He uses cricket as an example and goes on to say that a game as graceful and as well mannered as it is on the outside is prone to hyper-competitive events like the Bodyline series, or the behaviour of the visiting Australian cricket team in England in 1921. He calls sports like football and boxing as being significantly worse, specifically calling out boxing games between the whites and the "coloured" boxers in front of cheering mixed crowds as being amongst the most horrible sights. He further goes on to emphasize the role of competitive sport in younger nations where the notion of nationalism as well as competing in games at a national level is relatively new. He uses the examples of Burma, India, and Spain to talk about riots and violence that break out in football games that often require riot police to temper. He does not spare the audiences either and accuses them of being charged with jingoism as they cheer their own and attempt to rattle out the opposition. It is here that Orwell makes an assertion that sport does not have much to do with fair play and it encourages a perverse pleasure in watching violence and calls it as "war minus the shooting".
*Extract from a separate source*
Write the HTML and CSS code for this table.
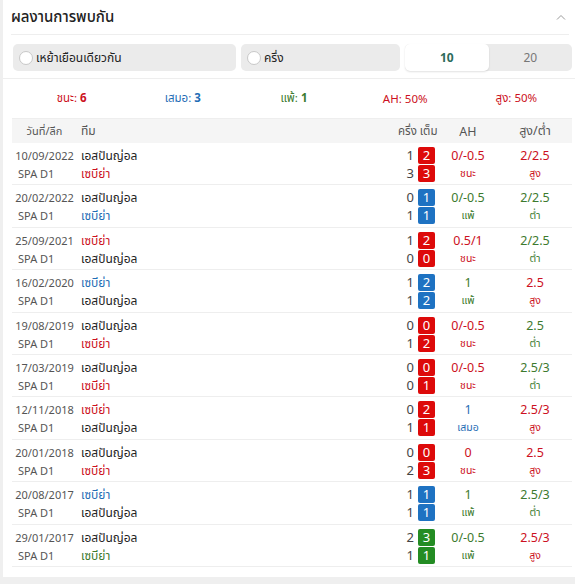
FILE: index.html
```html
<!DOCTYPE html>
<html lang="th">
<head>
<meta charset="utf-8">
<link rel="stylesheet" href="styles.css">
</head>
<body>
<div class="card">
  <div class="title-bar">
    <h2 class="title">ผลงานการพบกัน</h2>
    <svg class="chev" width="10" height="6" viewBox="0 0 10 6"><polyline points="1,5.5 5,1.5 9,5.5" fill="none" stroke="#9a9a9a" stroke-width="1"/></svg>
  </div>
  <div class="filters">
    <div class="chk wide"><span class="radio"></span>เหย้าเยือนเดียวกัน</div>
    <div class="chk half"><span class="radio"></span>ครึ่ง</div>
    <div class="seg"><span class="opt on">10</span><span class="opt">20</span></div>
  </div>
  <div class="summary">
    <span class="red">ชนะ: <b>6</b></span>
    <span class="blue">เสมอ: <b>3</b></span>
    <span class="green">แพ้: <b>1</b></span>
    <span class="red">AH: 50%</span>
    <span class="red">สูง: 50%</span>
  </div>
  <div class="table">
    <div class="row head">
      <div class="c-date">วันที่/ลีก</div>
      <div class="c-team">ทีม</div>
      <div class="c-score">ครึ่ง เต็ม</div>
      <div class="c-ah">AH</div>
      <div class="c-ou">สูง/ต่ำ</div>
    </div>

    <div class="row">
      <div class="c-date"><span>10/09/2022</span><span>SPA D1</span></div>
      <div class="c-team"><span>เอสปันญ่อล</span><span class="red">เซบีย่า</span></div>
      <div class="c-half"><span>1</span><span>3</span></div>
      <div class="c-full"><span class="bd r">2</span><span class="bd r">3</span></div>
      <div class="c-ah red"><span>0/-0.5</span><span class="sm">ชนะ</span></div>
      <div class="c-ou red"><span>2/2.5</span><span class="sm">สูง</span></div>
    </div>

    <div class="row">
      <div class="c-date"><span>20/02/2022</span><span>SPA D1</span></div>
      <div class="c-team"><span>เอสปันญ่อล</span><span class="blue">เซบีย่า</span></div>
      <div class="c-half"><span>0</span><span>1</span></div>
      <div class="c-full"><span class="bd b">1</span><span class="bd b">1</span></div>
      <div class="c-ah green"><span>0/-0.5</span><span class="sm">แพ้</span></div>
      <div class="c-ou green"><span>2/2.5</span><span class="sm">ต่ำ</span></div>
    </div>

    <div class="row">
      <div class="c-date"><span>25/09/2021</span><span>SPA D1</span></div>
      <div class="c-team"><span class="red">เซบีย่า</span><span>เอสปันญ่อล</span></div>
      <div class="c-half"><span>1</span><span>0</span></div>
      <div class="c-full"><span class="bd r">2</span><span class="bd r">0</span></div>
      <div class="c-ah red"><span>0.5/1</span><span class="sm">ชนะ</span></div>
      <div class="c-ou green"><span>2/2.5</span><span class="sm">ต่ำ</span></div>
    </div>

    <div class="row">
      <div class="c-date"><span>16/02/2020</span><span>SPA D1</span></div>
      <div class="c-team"><span class="blue">เซบีย่า</span><span>เอสปันญ่อล</span></div>
      <div class="c-half"><span>1</span><span>1</span></div>
      <div class="c-full"><span class="bd b">2</span><span class="bd b">2</span></div>
      <div class="c-ah green"><span>1</span><span class="sm">แพ้</span></div>
      <div class="c-ou red"><span>2.5</span><span class="sm">สูง</span></div>
    </div>

    <div class="row">
      <div class="c-date"><span>19/08/2019</span><span>SPA D1</span></div>
      <div class="c-team"><span>เอสปันญ่อล</span><span class="red">เซบีย่า</span></div>
      <div class="c-half"><span>0</span><span>1</span></div>
      <div class="c-full"><span class="bd r">0</span><span class="bd r">2</span></div>
      <div class="c-ah red"><span>0/-0.5</span><span class="sm">ชนะ</span></div>
      <div class="c-ou green"><span>2.5</span><span class="sm">ต่ำ</span></div>
    </div>

    <div class="row">
      <div class="c-date"><span>17/03/2019</span><span>SPA D1</span></div>
      <div class="c-team"><span>เอสปันญ่อล</span><span class="red">เซบีย่า</span></div>
      <div class="c-half"><span>0</span><span>0</span></div>
      <div class="c-full"><span class="bd r">0</span><span class="bd r">1</span></div>
      <div class="c-ah red"><span>0/-0.5</span><span class="sm">ชนะ</span></div>
      <div class="c-ou green"><span>2.5/3</span><span class="sm">ต่ำ</span></div>
    </div>

    <div class="row">
      <div class="c-date"><span>12/11/2018</span><span>SPA D1</span></div>
      <div class="c-team"><span class="red">เซบีย่า</span><span>เอสปันญ่อล</span></div>
      <div class="c-half"><span>0</span><span>1</span></div>
      <div class="c-full"><span class="bd r">2</span><span class="bd r">1</span></div>
      <div class="c-ah blue"><span>1</span><span class="sm">เสมอ</span></div>
      <div class="c-ou red"><span>2.5/3</span><span class="sm">สูง</span></div>
    </div>

    <div class="row">
      <div class="c-date"><span>20/01/2018</span><span>SPA D1</span></div>
      <div class="c-team"><span>เอสปันญ่อล</span><span class="red">เซบีย่า</span></div>
      <div class="c-half"><span>0</span><span>2</span></div>
      <div class="c-full"><span class="bd r">0</span><span class="bd r">3</span></div>
      <div class="c-ah red"><span>0</span><span class="sm">ชนะ</span></div>
      <div class="c-ou red"><span>2.5</span><span class="sm">สูง</span></div>
    </div>

    <div class="row">
      <div class="c-date"><span>20/08/2017</span><span>SPA D1</span></div>
      <div class="c-team"><span class="blue">เซบีย่า</span><span>เอสปันญ่อล</span></div>
      <div class="c-half"><span>1</span><span>1</span></div>
      <div class="c-full"><span class="bd b">1</span><span class="bd b">1</span></div>
      <div class="c-ah green"><span>1</span><span class="sm">แพ้</span></div>
      <div class="c-ou green"><span>2.5/3</span><span class="sm">ต่ำ</span></div>
    </div>

    <div class="row">
      <div class="c-date"><span>29/01/2017</span><span>SPA D1</span></div>
      <div class="c-team"><span>เอสปันญ่อล</span><span class="green">เซบีย่า</span></div>
      <div class="c-half"><span>2</span><span>1</span></div>
      <div class="c-full"><span class="bd g">3</span><span class="bd g">1</span></div>
      <div class="c-ah green"><span>0/-0.5</span><span class="sm">แพ้</span></div>
      <div class="c-ou red"><span>2.5/3</span><span class="sm">สูง</span></div>
    </div>
  </div>
</div>
</body>
</html>
```
FILE: styles.css
```css
* { box-sizing: border-box; }
html, body { margin: 0; padding: 0; }
body {
  background: #efefef;
  font-family: "Noto Sans", "Noto Sans Thai", "Open Sans", sans-serif;
  color: #222;
  font-size: 12px;
  width: 575px;
  height: 584px;
  overflow: hidden;
}
.card {
  background: #fff;
  margin-left: 3px;
  height: 577px;
  padding: 0 3px 0 9px;
}
.title-bar {
  height: 35px;
  display: flex;
  align-items: center;
  justify-content: space-between;
  border-bottom: 1px solid #eeeeee;
  margin-left: -1px;
  margin-right: 3px;
}
.title {
  margin: 0;
  font-size: 15px;
  font-weight: 500;
  color: #222;
}
.chev { margin-right: 3px; margin-top: -1px; }

.filters {
  display: flex;
  gap: 5px;
  margin-top: 9px;
  height: 27px;
  margin-left: 1px;
}
.chk {
  background: #ebebeb;
  border-radius: 5px;
  display: flex;
  align-items: center;
  padding-left: 6px;
  gap: 3px;
  font-size: 12px;
  color: #222;
}
.chk.wide { width: 223px; }
.chk.half { width: 159px; }
.radio {
  width: 14px;
  height: 14px;
  border-radius: 50%;
  background: #fff;
  border: 1px solid #c8c8c8;
}
.seg {
  flex: 1;
  display: flex;
  background: #ebebeb;
  border-radius: 5px;
}
.opt {
  flex: 1;
  display: flex;
  align-items: center;
  justify-content: center;
  color: #777;
  font-size: 12px;
}
.opt.on {
  background: #fff;
  border-radius: 5px;
  color: #2d6b5b;
  font-weight: 700;
  box-shadow: 0 1px 2px rgba(0,0,0,0.12);
}

.summary {
  border-top: 1px solid #eeeeee;
  margin: 7px -3px 0 -9px;
  padding: 0 3px 0 13px;
  height: 40px;
  display: grid;
  grid-template-columns: repeat(5, 1fr);
  align-items: center;
  justify-items: center;
  font-size: 11.5px;
}
.summary b { font-weight: 700; }

.red { color: #cc1122; }
.blue { color: #1f6db5; }
.green { color: #3d7a2e; }

.table { border-top: 1px solid #eeeeee; }
.row {
  display: grid;
  grid-template-columns: 65px 321px 16px 4px 17px 66px 68px;
  border-bottom: 1px solid #eeeeee;
  height: 42.4px;
  padding-top: 4px;
}
.row > div { display: flex; flex-direction: column; gap: 1px; }
.row > div > span { height: 17px; line-height: 17px; }
.head {
  background: #f5f5f5;
  height: 24px;
  padding-top: 0;
  align-items: center;
  color: #555;
  font-size: 11.5px;
  border-bottom: none;
}
.head > div { display: block; }
.head .c-date { text-align: center; }
.head .c-team { padding-left: 4px; }
.head .c-score { grid-column: 3 / 6; text-align: right; margin-right: -2px; white-space: nowrap; }
.head .c-ah, .head .c-ou { text-align: center; }

.c-date { align-items: center; color: #555; font-size: 11px; }
.c-date span:last-child { align-self: flex-start; padding-left: 6px; }
.c-team { padding-left: 4px; font-size: 12px; }
.c-half { grid-column: 3; align-items: flex-end; font-size: 13px; color: #444; }
.c-full { grid-column: 5; }
.bd {
  display: block;
  width: 17px;
  text-align: center;
  color: #fff;
  font-size: 13px;
  border-radius: 2px;
}
.bd.r { background: #dd0a0a; }
.bd.b { background: #1e72c2; }
.bd.g { background: #238c23; }
.c-ah, .c-ou { align-items: center; font-size: 12.5px; }
.sm { font-size: 10.5px; }
```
Orwell goes on to talk about the evolution of sport from the ancient Roman times, but the notion of national rivalry as a relatively newer addition. He further calls the financial motivations in countries like the United Kingdom and the United States, as another reason for degeneration of the sport to events that can generate and arouse savage passions in the quest to attract the maximum crowds. He calls this shift in sport as being bound to the rise of nationalism, the urge to associate with the larger power units and seeing all of the actions as contributing to a nation's "competitive prestige". He returns to the rivalry between nation states and says that one could not do worse than organising games between traditional rivals like the Germans and Czechs, Indians and British, Russian and Poles, or Jews and Arabs, and hoping for the game to better the relations between the groups, arguing that the politically charged hyper-nationalistic events would only increase the ill-will between the groups.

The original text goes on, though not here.